Argumenta el autor que cuando alguien es penetrado en su memoria poética, como lo fue ella, nadie más logra invadir ese territorio delimitado por quien lo conquistó. Y ese es precisamente el lado lúdico e interesante que posee la literatura, su capacidad para reinterpretar nuestras propias experiencias. Cuento a continuación un particular cruce de caminos entre este capítulo de la novela de Kundera y mi propia vida.
Una tarde en la que caminaba despreocupado por una vía de la ciudad, observé de repente a una chica muy delgada que paseaba apenas unos pasos por delante de mí. La miré con curiosidad. Algo en ella me hizo pensar que la conocía desde hacía mucho tiempo. Fui con disimulo detrás de ella, acercándome cada vez más y al fin pude recordarla con claridad. Era aquella niña de primaria que me despertó al amor por primera vez. Aceleré el paso para abordarla. Cuando estaba a punto de entrar al lugar al que se dirigía, le dije
— Perdona. ¿Te puedo preguntar? ¿Eres Elizabeth?

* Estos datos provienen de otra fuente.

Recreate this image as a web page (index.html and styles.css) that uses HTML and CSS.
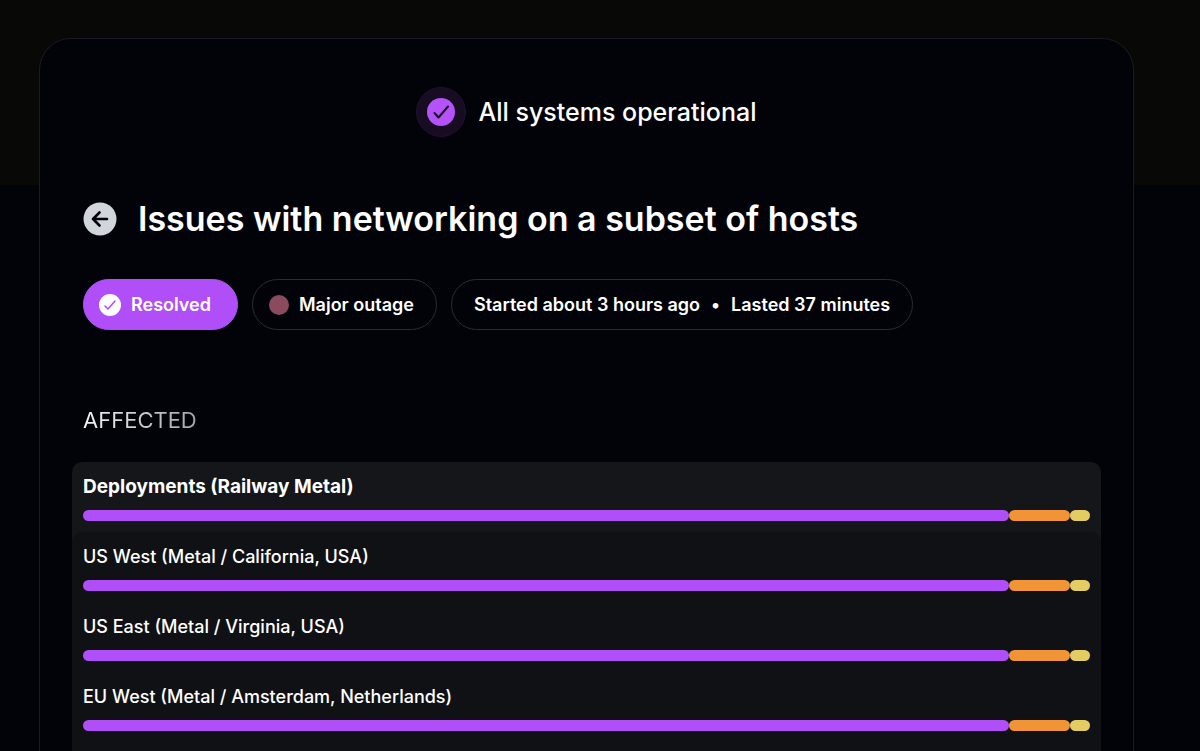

Ella me respondió incrédula
— Si, lo soy. ¿Por qué lo preguntas?
— No me recuerdas, pero tú fuiste mi primera novia.
Se echó a reír al escuchar mis palabras. Le resultó jocoso todo aquello. Para que me creyera le fui dando poco a poco detalles del colegio, de nuestros compañeros de aula, de aquel profesor arbitrario y aquellas meriendas que compartimos. Entró en razón y pudo creerme. Me hubiera gustado contarle un hecho que jamás he olvidado, pero temí que me pasara como a la muchacha de la novela de Kundera y que ella tampoco recordara en absoluto un episodio registrado en mi memoria.

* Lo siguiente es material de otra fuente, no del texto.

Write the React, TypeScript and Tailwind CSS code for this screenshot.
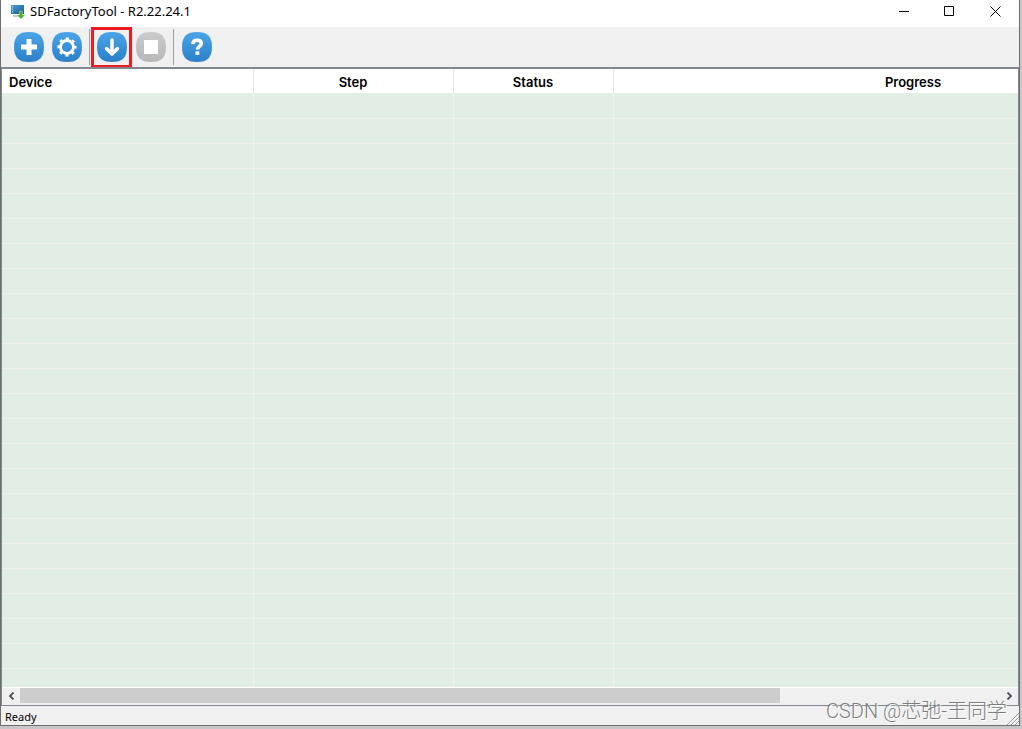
import React from "react";

const columns = [
  { label: "Device", width: "w-[251px]", align: "text-left pl-[7px]" },
  { label: "Step", width: "w-[200px]", align: "text-center" },
  { label: "Status", width: "w-[160px]", align: "text-center" },
  { label: "Progress", width: "w-[600px]", align: "text-center" },
];

const rows = Array.from({ length: 24 }, (_, i) => i);

function Badge({ muted, children }: { muted?: boolean; children: React.ReactNode }) {
  const fill = muted ? "url(#badge-gray)" : "url(#badge-blue)";
  return (
    <svg width="32" height="32" viewBox="0 0 32 32" aria-hidden="true">
      <defs>
        <linearGradient id="badge-blue" x1="0" y1="0" x2="0" y2="1">
          <stop offset="0" stopColor="#4ba4e8" />
          <stop offset="1" stopColor="#2b80c8" />
        </linearGradient>
        <linearGradient id="badge-gray" x1="0" y1="0" x2="0" y2="1">
          <stop offset="0" stopColor="#cbcbcb" />
          <stop offset="1" stopColor="#b8b8b8" />
        </linearGradient>
      </defs>
      <path
        d="M16 1C26.5 1 31 5.500 31 16S26.500 31 16 31S1 26.500 1 16S5.500 1 16 1Z"
        fill={fill}
      />
      {children}
    </svg>
  );
}

function ToolButton({
  label,
  disabled,
  children,
}: {
  label: string;
  disabled?: boolean;
  children: React.ReactNode;
}) {
  return (
    <button type="button" aria-label={label} disabled={disabled} className="block h-8 w-8">
      <Badge muted={disabled}>{children}</Badge>
    </button>
  );
}

function AppIcon() {
  return (
    <svg width="16" height="16" viewBox="0 0 16 16" aria-hidden="true">
      <defs>
        <linearGradient id="screen" x1="0" y1="0" x2="1" y2="1">
          <stop offset="0" stopColor="#4c9fd6" />
          <stop offset="1" stopColor="#17598f" />
        </linearGradient>
      </defs>
      <path d="M1 1h13v9H1z" fill="url(#screen)" />
      <path d="M2.500 2v7.500" stroke="#a8d6f0" strokeDasharray="1.500 1" />
      <path d="M3 11h8v2H3z" fill="#c2cbd1" />
      <path d="M9.500 7h3v4h2.500L11 15 7 11h2.500z" fill="#4cae2f" stroke="#e8f5e2" strokeWidth=".3" />
    </svg>
  );
}

function TitleBar() {
  return (
    <header className="flex h-[27px] shrink-0 items-start justify-between bg-white">
      <div className="flex h-6 items-center gap-1 pl-[9px]">
        <AppIcon />
        <h1 className="font-['Noto_Sans',sans-serif] text-[13px] text-black">
          SDFactoryTool - R2.22.24.1
        </h1>
      </div>
      <div className="flex">
        <button type="button" aria-label="Minimize" className="flex h-[23px] w-[45px] items-center justify-center">
          <svg width="11" height="11" viewBox="0 0 11 11">
            <path d="M0 5.500h10" stroke="#000" />
          </svg>
        </button>
        <button type="button" aria-label="Maximize" className="flex h-[23px] w-[45px] items-center justify-center">
          <svg width="11" height="11" viewBox="0 0 11 11">
            <path d="M.5.500h9v9h-9z" fill="none" stroke="#000" />
          </svg>
        </button>
        <button type="button" aria-label="Close" className="flex h-[23px] w-[47px] items-center justify-center">
          <svg width="11" height="11" viewBox="0 0 11 11">
            <path d="M.5.500l10 10M10.500.500l-10 10" stroke="#000" />
          </svg>
        </button>
      </div>
    </header>
  );
}

function Toolbar() {
  return (
    <div role="toolbar" className="flex h-10 shrink-0 items-center bg-[#f0f0f0] pl-3">
      <div className="flex gap-[6px]">
        <ToolButton label="Add device">
          <path d="M16 8v16M8 16h16" stroke="#fff" strokeWidth="5" />
        </ToolButton>
        <ToolButton label="Settings">
          <circle cx="16" cy="16" r="6.500" fill="none" stroke="#fff" strokeWidth="2.800" />
          <circle
            cx="16"
            cy="16"
            r="8.300"
            fill="none"
            stroke="#fff"
            strokeWidth="2.600"
            strokeDasharray="3 3.519"
            strokeDashoffset="1.500"
          />
        </ToolButton>
      </div>
      <div className="ml-[6px] h-9 w-px bg-[#a0a0a0]" />
      <div className="ml-px flex h-[41px] w-[41px] shrink-0 items-center justify-center border-3 border-[#ed1c24]">
        <ToolButton label="Download">
          <path
            d="M16 9v13M10.500 17.500L16 23l5.500-5.500"
            fill="none"
            stroke="#fff"
            strokeWidth="3.500"
            strokeLinecap="round"
            strokeLinejoin="round"
          />
        </ToolButton>
      </div>
      <div className="ml-[3px]">
        <ToolButton label="Stop" disabled>
          <path d="M9 9h14v14H9z" fill="#fff" />
        </ToolButton>
      </div>
      <div className="ml-[6px] h-9 w-px bg-[#a0a0a0]" />
      <div className="ml-[7px]">
        <ToolButton label="Help">
          <path
            d="M11.800 13c.2-2.600 1.800-3.800 4.300-3.800 2.500 0 4.200 1.200 4.200 3.200 0 2.600-3.800 2.800-3.800 6"
            fill="none"
            stroke="#fff"
            strokeWidth="3.600"
          />
          <path d="M14.500 20.300h3.800v3.500h-3.800z" fill="#fff" />
        </ToolButton>
      </div>
    </div>
  );
}

function DeviceTable() {
  return (
    <div className="min-h-0 flex-1 overflow-hidden bg-[#e2ede4]">
      <table className="w-[1311px] table-fixed border-collapse">
        <thead>
          <tr className="h-6 bg-white">
            {columns.map(({ label, width, align }) => (
              <th
                key={label}
                scope="col"
                className={`${width} ${align} border-r border-[#e5e5e5] p-0 pt-[2px] font-[Inter,sans-serif] text-[13px] leading-4 font-semibold text-black`}
              >
                {label}
              </th>
            ))}
            <td />
          </tr>
        </thead>
        <tbody>
          {rows.map((row) => (
            <tr key={row} className="h-[25px]">
              {columns.map(({ label }) => (
                <td key={label} className="border-r border-b border-[#f0f0f0] p-0" />
              ))}
              <td className="border-b border-[#f0f0f0] p-0" />
            </tr>
          ))}
        </tbody>
      </table>
    </div>
  );
}

function ScrollBar() {
  return (
    <div className="flex h-[18px] shrink-0 items-start border-t border-white bg-[#f0f0f0]">
      <button type="button" aria-label="Scroll left" className="flex h-4 w-[18px] items-center justify-center">
        <svg width="7" height="8" viewBox="0 0 7 8">
          <path d="M5.500.500L2 4l3.500 3.500" fill="none" stroke="#505050" strokeWidth="1.800" />
        </svg>
      </button>
      <div className="h-4 flex-1">
        <div className="h-[15px] w-31/40 bg-[#cdcdcd]" />
      </div>
      <button type="button" aria-label="Scroll right" className="flex h-4 w-[18px] items-center justify-center">
        <svg width="7" height="8" viewBox="0 0 7 8">
          <path d="M1.500.500L5 4 1.500 7.500" fill="none" stroke="#505050" strokeWidth="1.800" />
        </svg>
      </button>
    </div>
  );
}

function StatusBar() {
  return (
    <footer className="relative flex h-[19px] shrink-0 items-center bg-[#f0f0f0] pt-[3px] pl-1">
      <span className="font-['Noto_Sans',sans-serif] text-[11px] leading-4 text-black">Ready</span>
      <svg className="absolute right-0 bottom-0" width="13" height="13" viewBox="0 0 13 13">
        <path d="M1 13L13 1M5 13l8-8M9 13l4-4" stroke="#9a9a9a" />
      </svg>
      <span className="absolute right-3 bottom-0 font-[Roboto,'Noto_Sans_CJK_SC',sans-serif] text-xl leading-7 font-light whitespace-nowrap text-[#7c7f7f] [text-shadow:1px_1px_0_#fff]">
        CSDN @芯弛-王同学
      </span>
    </footer>
  );
}

export default function App() {
  return (
    <div className="h-screen bg-[#c8c6c8] pr-[2px] pb-[3px]">
      <div className="flex h-full flex-col border-r border-b border-l border-[#6e6e70]">
        <TitleBar />
        <Toolbar />
        <main className="flex min-h-0 flex-1 flex-col border-t-2 border-r border-b border-l border-[#828790]">
          <DeviceTable />
          <ScrollBar />
        </main>
        <StatusBar />
      </div>
    </div>
  );
}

Habíamos quedado para encontrarnos en una esquina cercana al colegio. No pasábamos ambos de los doce años. Ella llegó puntual. Fue un encuentro muy tierno. Ninguno de los dos sabíamos por dónde comenzar el diálogo y mucho menos podíamos intuir cuál de nosotros tomaría la iniciativa para dar el primer beso. Yo me armé de valor y en un arrebato en medio de su sorpresa, le solicité uno. Se fue acercando a mi boca y yo la detuve. Le dije que no lo quería en los labios, sino en un lunar que tenía en mi muñeca izquierda. Simulaba éste un reloj en mi imaginación de niño. Me encantaba mirar en ese punto y pensar que yo llevaba uno muy hermoso. Lo más probable es que ella olvidará aquel beso. Yo, por supuesto, aún hoy lo recuerdo.